Modulation Systems For Amplitude Modulation

by Edmund LaPort, RCA

LaPort Archive (ca 1920-1950)
Scanned by John Lyles, K5PRO

By the time commercial broadcast tranamtters came to market the preferred method of modulation was by the original Heising (AT&T) patent. The modulation factor attainable by this method with acceptable modulation quality was less than 80% and 60% may be taken as a typical value. The amplifier (or oscillator in earliest times) and the modulator were in series fed from the same anode source.

By putting a dropping resistor with a very low reactance (capacitive) in parallel, both in series with the PA dc feed but beyond the modulator, the PA plate voltage could be reduced to equal the peak audio output from the modulator, thus getting 100% modulation but with a loss of efficiency overall. This method was prohibitive at high powers, but acceptable at low power. This was the method used as a modulated exciter when the class-B linear amplifiers began to be used (1921) for high power broadcast transmission. The RCA 5B modulated at the 1/4 kw level followed by a 5 KW linear amplifier. This in turn became the exciter for the 50 WK linear amplifier (RCA 50B). Other companies at the time followed the same principle.

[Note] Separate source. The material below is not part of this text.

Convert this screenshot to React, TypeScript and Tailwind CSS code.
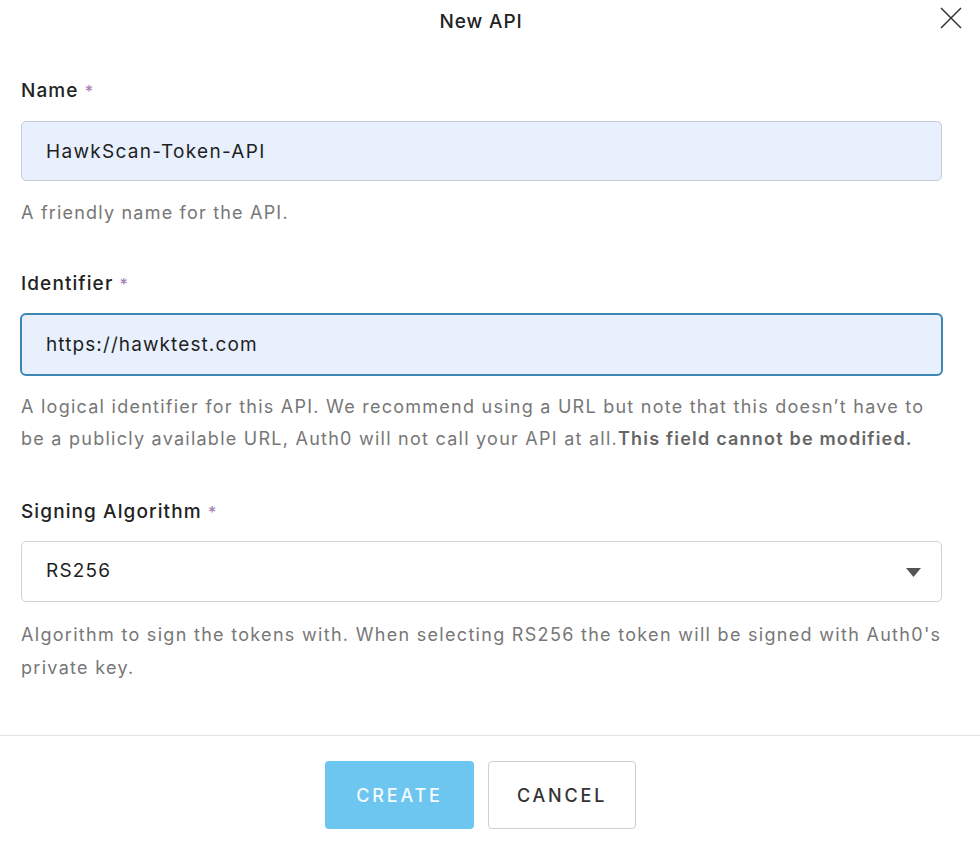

About 1936 Wm. Doherty of Bell Telephone Labs. invented a clever circuit known as the high efficiency linear amplifier. At unmodulated carrier output, the PA efficiency became 55-60% instead of the former 30-35% with Class-B linear. A modification of this circuit was used in the RCA 50D transmitter, 1937; and Western Electric transmitters also used it. By this means, the total power input to a complete 50 KW transmitter without modulation came down from 220 KW to around 180 KW.

During these same years experience of importance was being gained with the application of the Loy E. Barton patent by returning to direct anode modulation of the final power amplifier with the modulator operating in balanced Class-B mode, using transformer coupling to the power amplifier. In fact, this method was used in the RCA 500 KW transmitter in 1936. It had been used successfully in lower power transmitters since about 1933.

The sales popularity of the Doherty principle faded rather rapidly and we all were back to Class-B high-level modulation in many succeeding designs until around 1952 when RCA, influenced by the Marconi Co. in Englandís venture, turned to the old (Ca. 1926) Chiriex (France) outphasing modulation system and applied it to the RCA 50G 50 KW transmitter; also to several 100 KW high frequency broadcast transmitters. The outphasing modulation system eliminated all high power audio equipment, including the expensive modulation transformer. Marconi never marketed their outphasing modulation equipment but RCA developed the technique to high acceptability. Its main advantage was that the input to the 50 KW transmitter with unmodulated carrier came down to 145 KW.